Puskás disse que se recusava a classificar Pelé como um jogador, pois ele estava acima disso. Fontaine relatou sobre uma vontade de pendurar as chuteiras quando viu o rei jogar. O zagueiro italiano que ficou com a cruel missão de marcar Pelé numa final de Copa construiu uma frase que parece título dos grandes anúncios da Nike: Antes do jogo, eu disse a mim mesmo que ele era feito de carne e osso, como qualquer um. Mas eu estava enganado. Pelé foi e continuará sendo o maior jogador da história. A despeito das comparações e das relativizações.

“No tempo do Pelé era mais fácil”. “O futebol era mais devagar”. “Pelé nunca jogou na Europa”. Nunca faltou argumento estapafúrdio para desmerecer o que o Pelé fez em campo. No Isto é Pelé tem uma sequência de bordoadas que ele toma em diferentes partidas. Tem tesoura, voadora, banda, tostão, chute frontal, soco. Não tinha rolamento infinito, não. O rei só ia para o chão quando a coisa era feia mesmo. Pelé jogou por anos sem a existência de cartão amarelo, nem vermelho. A chuteira pesava, a camisa era de algodão, a tecnologia do esporte estava engatinhando. Pelé jogou em condições que a pergunta certa a ser feita é: será que esses jogadores de hoje aguentariam aquelas condições?

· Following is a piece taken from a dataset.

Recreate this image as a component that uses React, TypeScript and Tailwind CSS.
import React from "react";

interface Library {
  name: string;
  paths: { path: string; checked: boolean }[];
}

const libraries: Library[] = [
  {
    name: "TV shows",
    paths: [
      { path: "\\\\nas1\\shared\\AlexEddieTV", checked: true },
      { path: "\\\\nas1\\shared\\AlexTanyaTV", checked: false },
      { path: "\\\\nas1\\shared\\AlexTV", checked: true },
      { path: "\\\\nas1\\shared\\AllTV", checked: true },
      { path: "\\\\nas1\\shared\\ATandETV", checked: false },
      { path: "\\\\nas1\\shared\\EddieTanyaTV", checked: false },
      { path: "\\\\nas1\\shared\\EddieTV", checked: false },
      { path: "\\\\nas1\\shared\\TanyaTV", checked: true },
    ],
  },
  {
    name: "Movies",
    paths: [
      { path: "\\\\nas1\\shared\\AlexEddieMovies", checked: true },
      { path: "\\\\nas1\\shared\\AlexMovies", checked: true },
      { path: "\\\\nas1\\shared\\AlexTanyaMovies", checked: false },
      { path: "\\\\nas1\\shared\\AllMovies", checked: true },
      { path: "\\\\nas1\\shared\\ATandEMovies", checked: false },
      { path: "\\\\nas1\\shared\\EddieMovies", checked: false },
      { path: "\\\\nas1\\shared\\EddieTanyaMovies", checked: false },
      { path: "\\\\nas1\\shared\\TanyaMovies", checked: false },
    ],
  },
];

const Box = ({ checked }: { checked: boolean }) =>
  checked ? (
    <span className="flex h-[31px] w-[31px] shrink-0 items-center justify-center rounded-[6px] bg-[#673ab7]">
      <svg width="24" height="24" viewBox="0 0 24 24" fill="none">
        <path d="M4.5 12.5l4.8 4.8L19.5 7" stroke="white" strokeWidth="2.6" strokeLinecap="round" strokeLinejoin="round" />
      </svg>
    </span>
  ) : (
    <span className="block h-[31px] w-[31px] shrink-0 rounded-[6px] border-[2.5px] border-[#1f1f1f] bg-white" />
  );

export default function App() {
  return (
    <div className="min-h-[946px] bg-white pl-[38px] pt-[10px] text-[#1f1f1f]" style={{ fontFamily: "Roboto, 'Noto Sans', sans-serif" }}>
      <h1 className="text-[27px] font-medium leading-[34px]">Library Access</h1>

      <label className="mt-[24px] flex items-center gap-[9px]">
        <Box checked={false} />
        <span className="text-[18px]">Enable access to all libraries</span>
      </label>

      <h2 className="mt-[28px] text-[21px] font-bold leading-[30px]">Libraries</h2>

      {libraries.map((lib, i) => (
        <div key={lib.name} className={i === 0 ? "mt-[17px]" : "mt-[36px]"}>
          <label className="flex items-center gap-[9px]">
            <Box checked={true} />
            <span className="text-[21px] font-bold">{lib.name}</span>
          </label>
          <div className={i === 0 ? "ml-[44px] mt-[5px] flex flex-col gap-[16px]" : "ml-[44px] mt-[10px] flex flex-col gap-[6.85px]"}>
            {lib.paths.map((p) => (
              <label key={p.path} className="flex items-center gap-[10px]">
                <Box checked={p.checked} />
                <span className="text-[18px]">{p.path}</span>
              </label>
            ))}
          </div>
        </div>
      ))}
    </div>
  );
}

Pelé tem a imagem reconhecida em todos os cantos do mundo, mesmo tendo parado de jogar bola décadas antes das redes sociais. Li uma suposição sobre o patrimônio material deixado pelo rei. Se aquele número é verdadeiro, é pouco. Bem pouco perto do que ele fez pelo esporte. Didi inventou o chute Folha Seca, Leônidas da Silva inventou o Gol de Bicicleta, Garrincha inventou a alegria em campo, Pelé reinventou o futebol. Jogadores medianos fizeram mais fortuna que eles. São injustiças do tempo. No mundo de hoje, o futebol deles sobraria. E o que eles faziam em campo renderia conteúdo infinito.

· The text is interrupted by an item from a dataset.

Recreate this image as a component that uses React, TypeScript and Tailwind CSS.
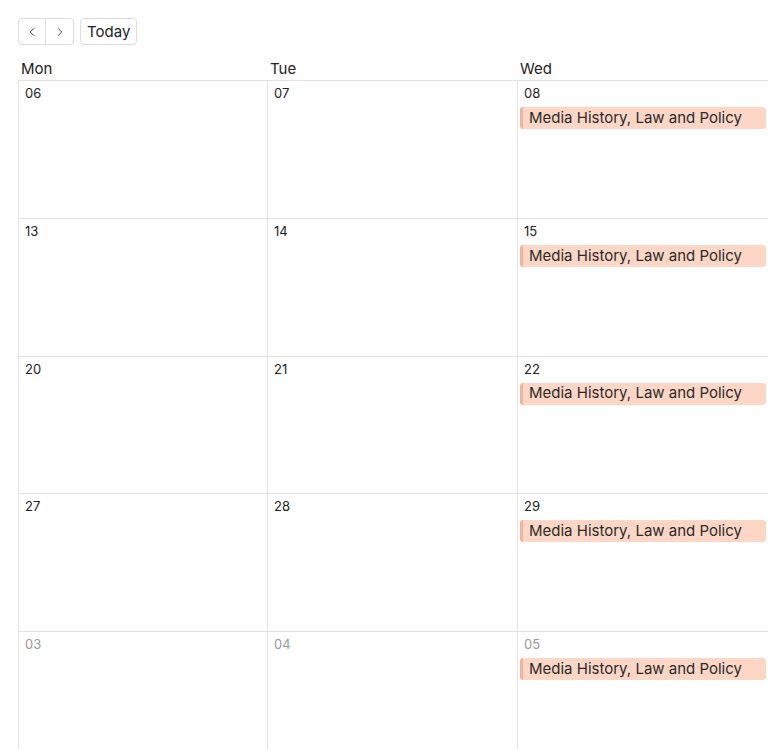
import { ChevronLeft, ChevronRight } from 'lucide-react';

type Day = { label: string; muted?: boolean; event?: string };

const DAYS = ['Mon', 'Tue', 'Wed'];

const WEEKS: Day[][] = [
  [{ label: '06' }, { label: '07' }, { label: '08', event: 'Media History, Law and Policy' }],
  [{ label: '13' }, { label: '14' }, { label: '15', event: 'Media History, Law and Policy' }],
  [{ label: '20' }, { label: '21' }, { label: '22', event: 'Media History, Law and Policy' }],
  [{ label: '27' }, { label: '28' }, { label: '29', event: 'Media History, Law and Policy' }],
  [
    { label: '03', muted: true },
    { label: '04', muted: true },
    { label: '05', muted: true, event: 'Media History, Law and Policy' },
  ],
];

function Toolbar() {
  return (
    <div className="flex items-center gap-[6px]">
      <div className="flex h-[27px] overflow-hidden rounded-[4px] border border-[#dcdcdc]">
        <button
          type="button"
          className="flex w-[26px] items-center justify-center text-[#3a3a3a]"
          aria-label="Previous"
        >
          <ChevronLeft size={14} strokeWidth={1.6} />
        </button>
        <button
          type="button"
          className="flex w-[28px] items-center justify-center border-l border-[#dcdcdc] text-[#3a3a3a]"
          aria-label="Next"
        >
          <ChevronRight size={14} strokeWidth={1.6} />
        </button>
      </div>
      <button
        type="button"
        className="h-[27px] rounded-[4px] border border-[#dcdcdc] px-[6px] text-[15px] leading-[25px] text-[#222]"
      >
        Today
      </button>
    </div>
  );
}

function DayCell({ day }: { day: Day }) {
  return (
    <div className="h-[137.75px] border-b border-l border-[#e2e2e2]">
      <div
        className={`pl-[6px] pt-[3px] text-[13px] leading-[18px] ${day.muted ? 'text-[#999]' : 'text-[#222]'}`}
      >
        {day.label}
      </div>
      {day.event && (
        <div className="mt-[5px] ml-[2px] mr-[2px] flex h-[22px] items-center rounded-[3px] border-l-[3px] border-[#f2b39d] bg-[#fdd6c6] pl-[6px] text-[15px] text-[#2a2a2a]">
          {day.event}
        </div>
      )}
    </div>
  );
}

export default function App() {
  return (
    <div
      className="h-[749px] overflow-hidden bg-white pt-[18px] pl-[18px]"
      style={{ fontFamily: 'Inter, "Liberation Sans", sans-serif' }}
    >
      <Toolbar />
      <div className="mt-[14px] grid w-[750px] grid-cols-[249px_250px_251px]">
        {DAYS.map(d => (
          <div
            key={d}
            className="border-b border-[#e2e2e2] pl-[3px] pb-[1px] text-[15px] leading-[20px] text-[#222]"
          >
            {d}
          </div>
        ))}
        {WEEKS.map((week, wi) =>
          week.map((day, di) => <DayCell key={`${wi}-${di}`} day={day} />)
        )}
      </div>
    </div>
  );
}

Nelson Rodrigues, certa vez, descreveu Pelé como uma força da natureza. Nas palavras dele, Pelé chovia, ventava, trovejava, relampejava. Eu acho essa definição tão poderosa quanto a imagem de um rei menino, de 17 anos. Quando coloquei aquele VHS para rodar, talvez tenha relampejado no quarto. Talvez, a luz do abajur tenha oscilado enquanto as cortinas balançavam com o vento. Talvez eu sinta as gotas de chuva até hoje. Talvez.